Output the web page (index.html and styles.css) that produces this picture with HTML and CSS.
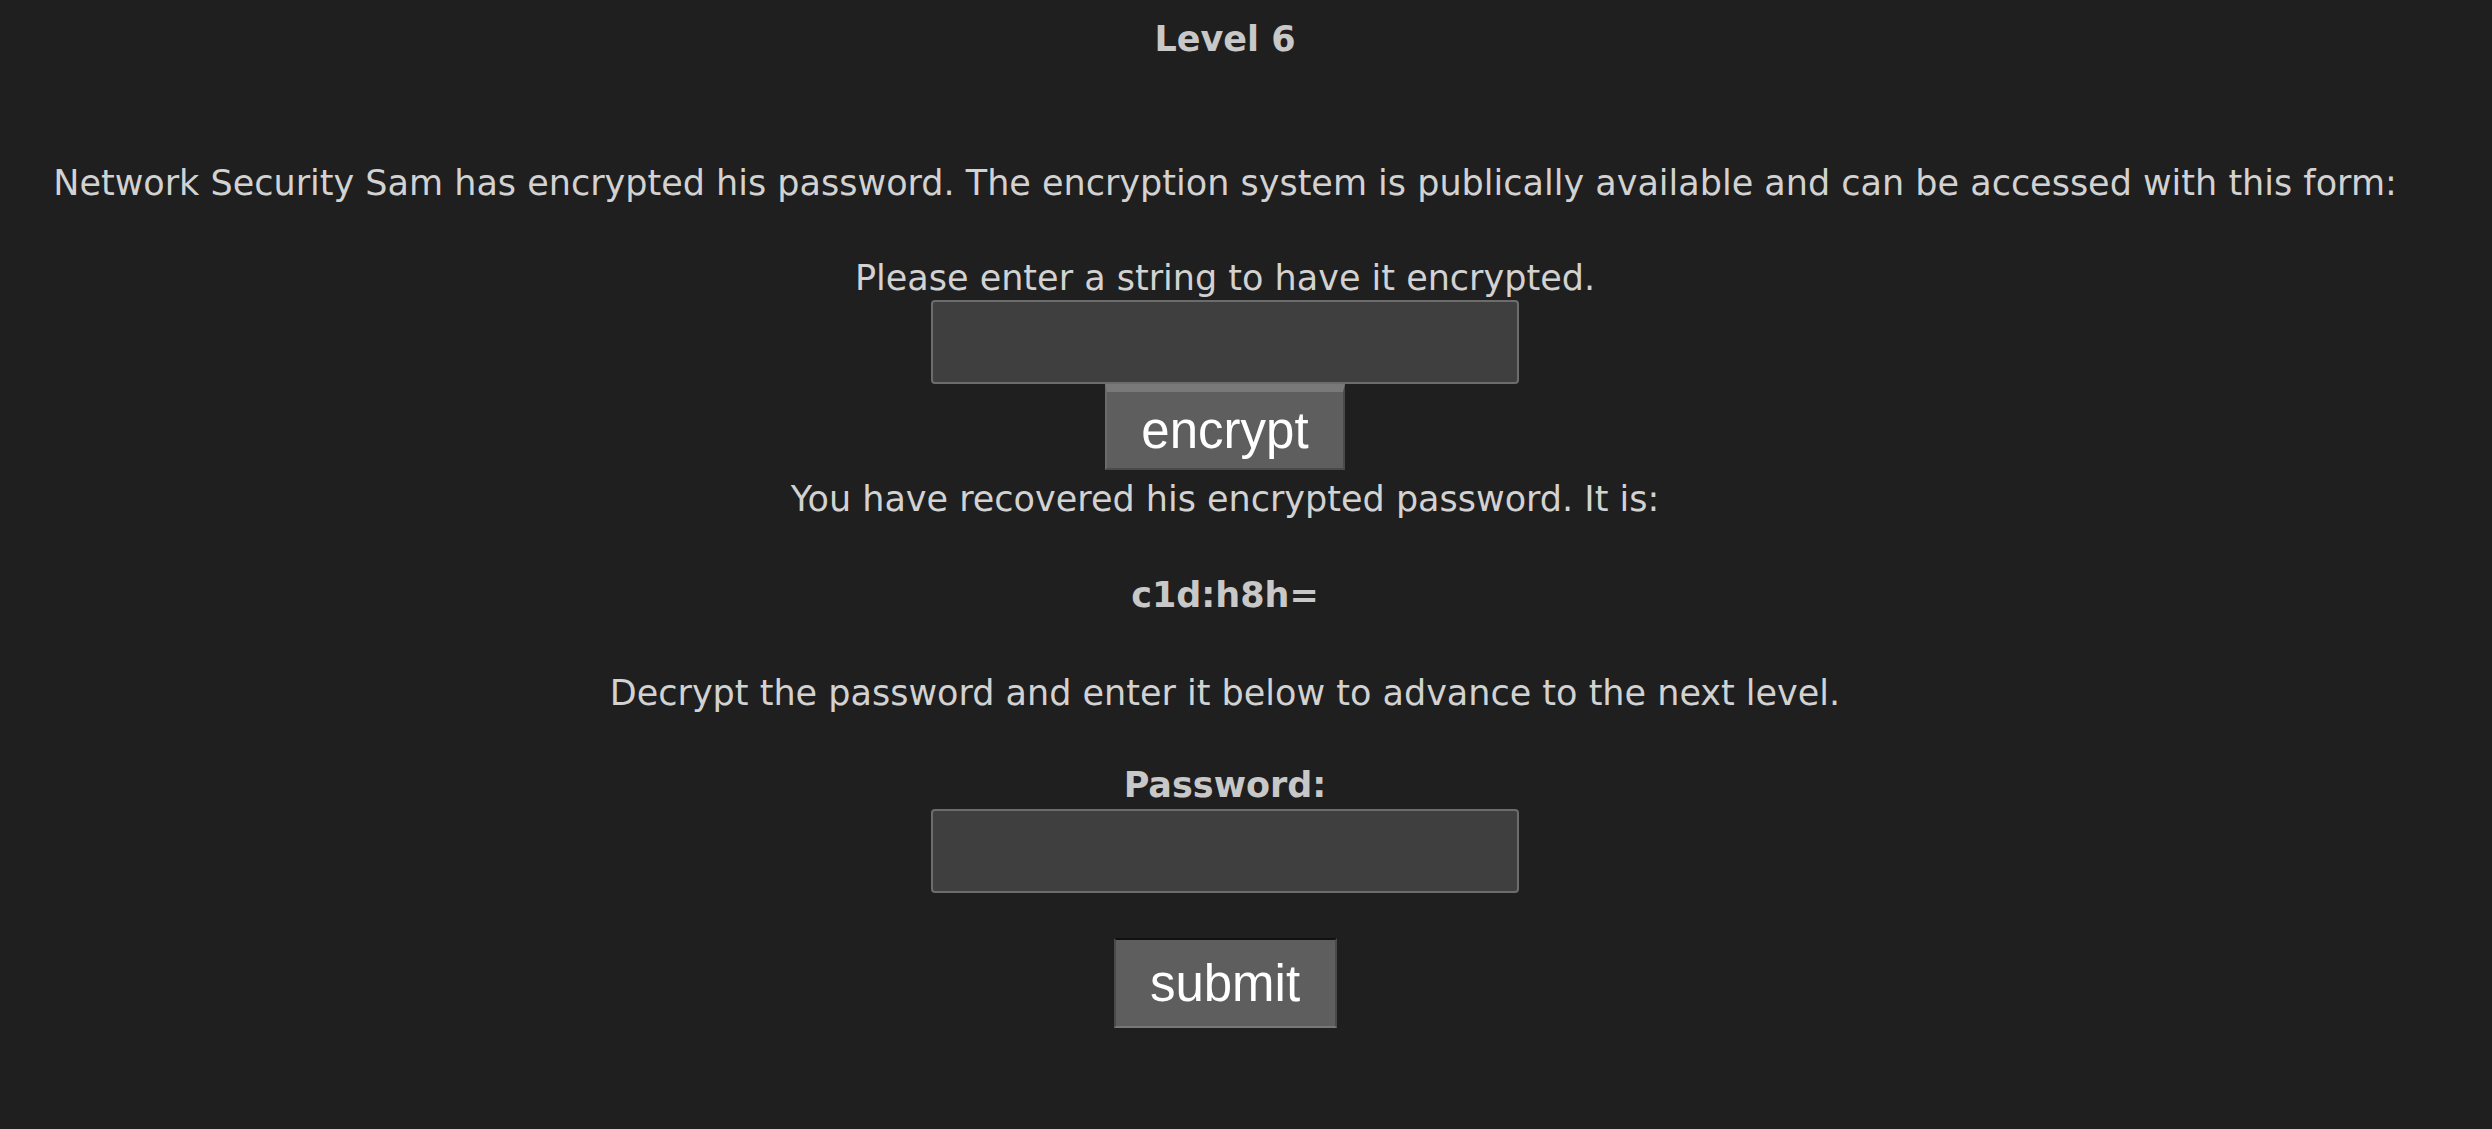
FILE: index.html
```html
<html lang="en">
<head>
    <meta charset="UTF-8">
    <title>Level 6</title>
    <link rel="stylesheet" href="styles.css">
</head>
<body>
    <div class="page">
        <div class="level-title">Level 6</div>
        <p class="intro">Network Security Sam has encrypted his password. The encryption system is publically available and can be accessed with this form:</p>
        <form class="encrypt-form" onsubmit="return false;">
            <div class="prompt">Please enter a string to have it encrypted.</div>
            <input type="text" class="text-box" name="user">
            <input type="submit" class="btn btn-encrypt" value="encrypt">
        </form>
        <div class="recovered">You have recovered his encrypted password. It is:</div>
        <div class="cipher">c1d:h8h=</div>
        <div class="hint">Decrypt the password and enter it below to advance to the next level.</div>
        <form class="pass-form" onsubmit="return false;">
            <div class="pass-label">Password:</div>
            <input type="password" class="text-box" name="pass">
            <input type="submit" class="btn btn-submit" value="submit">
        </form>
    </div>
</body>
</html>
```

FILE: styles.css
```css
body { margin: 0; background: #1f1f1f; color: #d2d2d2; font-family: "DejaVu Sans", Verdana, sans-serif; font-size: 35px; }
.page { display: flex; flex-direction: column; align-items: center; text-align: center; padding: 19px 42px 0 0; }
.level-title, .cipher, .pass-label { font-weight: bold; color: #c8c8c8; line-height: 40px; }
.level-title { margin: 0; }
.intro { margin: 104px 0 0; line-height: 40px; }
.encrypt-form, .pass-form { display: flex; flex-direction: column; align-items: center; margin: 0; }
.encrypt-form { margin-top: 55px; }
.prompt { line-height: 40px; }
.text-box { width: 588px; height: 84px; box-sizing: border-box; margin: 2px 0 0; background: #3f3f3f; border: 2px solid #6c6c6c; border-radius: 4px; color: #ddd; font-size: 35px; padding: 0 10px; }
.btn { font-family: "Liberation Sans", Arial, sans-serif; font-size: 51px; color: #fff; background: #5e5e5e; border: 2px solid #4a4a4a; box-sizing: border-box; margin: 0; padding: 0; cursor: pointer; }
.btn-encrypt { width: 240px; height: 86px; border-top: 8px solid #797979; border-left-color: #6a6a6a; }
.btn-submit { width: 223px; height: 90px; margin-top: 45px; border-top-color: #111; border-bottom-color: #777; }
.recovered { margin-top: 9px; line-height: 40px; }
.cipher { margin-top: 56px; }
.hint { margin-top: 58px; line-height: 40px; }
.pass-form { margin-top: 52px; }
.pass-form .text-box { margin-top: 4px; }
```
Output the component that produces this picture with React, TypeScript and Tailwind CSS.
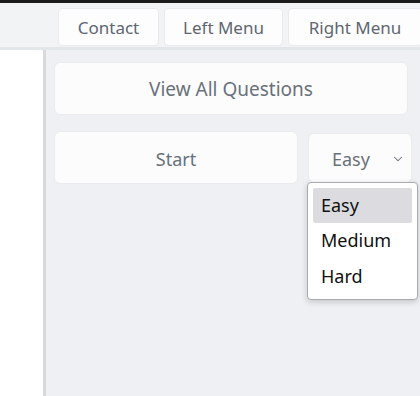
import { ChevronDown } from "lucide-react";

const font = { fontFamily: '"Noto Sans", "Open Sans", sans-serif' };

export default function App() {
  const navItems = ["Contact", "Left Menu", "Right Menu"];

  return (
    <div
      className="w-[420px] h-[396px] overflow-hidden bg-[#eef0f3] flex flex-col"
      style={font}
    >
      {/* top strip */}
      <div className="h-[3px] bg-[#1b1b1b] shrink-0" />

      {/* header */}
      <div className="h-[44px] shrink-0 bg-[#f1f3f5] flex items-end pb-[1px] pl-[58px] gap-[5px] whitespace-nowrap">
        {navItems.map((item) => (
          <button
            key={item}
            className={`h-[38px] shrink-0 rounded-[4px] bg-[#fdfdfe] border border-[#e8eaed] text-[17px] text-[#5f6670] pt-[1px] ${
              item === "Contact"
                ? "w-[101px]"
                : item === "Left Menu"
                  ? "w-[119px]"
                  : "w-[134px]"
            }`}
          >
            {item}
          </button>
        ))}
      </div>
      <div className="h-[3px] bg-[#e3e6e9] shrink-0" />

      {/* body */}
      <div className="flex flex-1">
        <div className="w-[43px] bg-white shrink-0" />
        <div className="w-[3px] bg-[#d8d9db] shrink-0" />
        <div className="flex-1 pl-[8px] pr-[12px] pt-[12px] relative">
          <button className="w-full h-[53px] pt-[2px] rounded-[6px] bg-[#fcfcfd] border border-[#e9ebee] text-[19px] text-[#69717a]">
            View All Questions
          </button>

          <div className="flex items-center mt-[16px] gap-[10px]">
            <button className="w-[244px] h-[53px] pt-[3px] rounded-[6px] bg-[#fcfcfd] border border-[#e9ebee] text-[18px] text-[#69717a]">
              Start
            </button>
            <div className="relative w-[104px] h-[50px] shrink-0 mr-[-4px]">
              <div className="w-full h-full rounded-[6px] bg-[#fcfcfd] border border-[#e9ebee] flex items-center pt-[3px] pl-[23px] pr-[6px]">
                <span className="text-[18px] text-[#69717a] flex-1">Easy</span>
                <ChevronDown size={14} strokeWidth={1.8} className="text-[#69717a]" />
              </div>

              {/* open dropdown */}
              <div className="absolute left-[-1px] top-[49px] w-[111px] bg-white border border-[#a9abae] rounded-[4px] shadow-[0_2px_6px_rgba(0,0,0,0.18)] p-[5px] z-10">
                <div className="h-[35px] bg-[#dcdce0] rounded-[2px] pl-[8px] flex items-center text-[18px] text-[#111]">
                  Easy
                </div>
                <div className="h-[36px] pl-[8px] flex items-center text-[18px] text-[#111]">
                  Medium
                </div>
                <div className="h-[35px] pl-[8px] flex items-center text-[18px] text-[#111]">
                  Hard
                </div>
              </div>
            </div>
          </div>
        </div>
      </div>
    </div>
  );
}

###

THE TASK: What is the number of lines in the data that hold the word "styles"? Reply with that number and nothing else.

TASK ANSWER: 3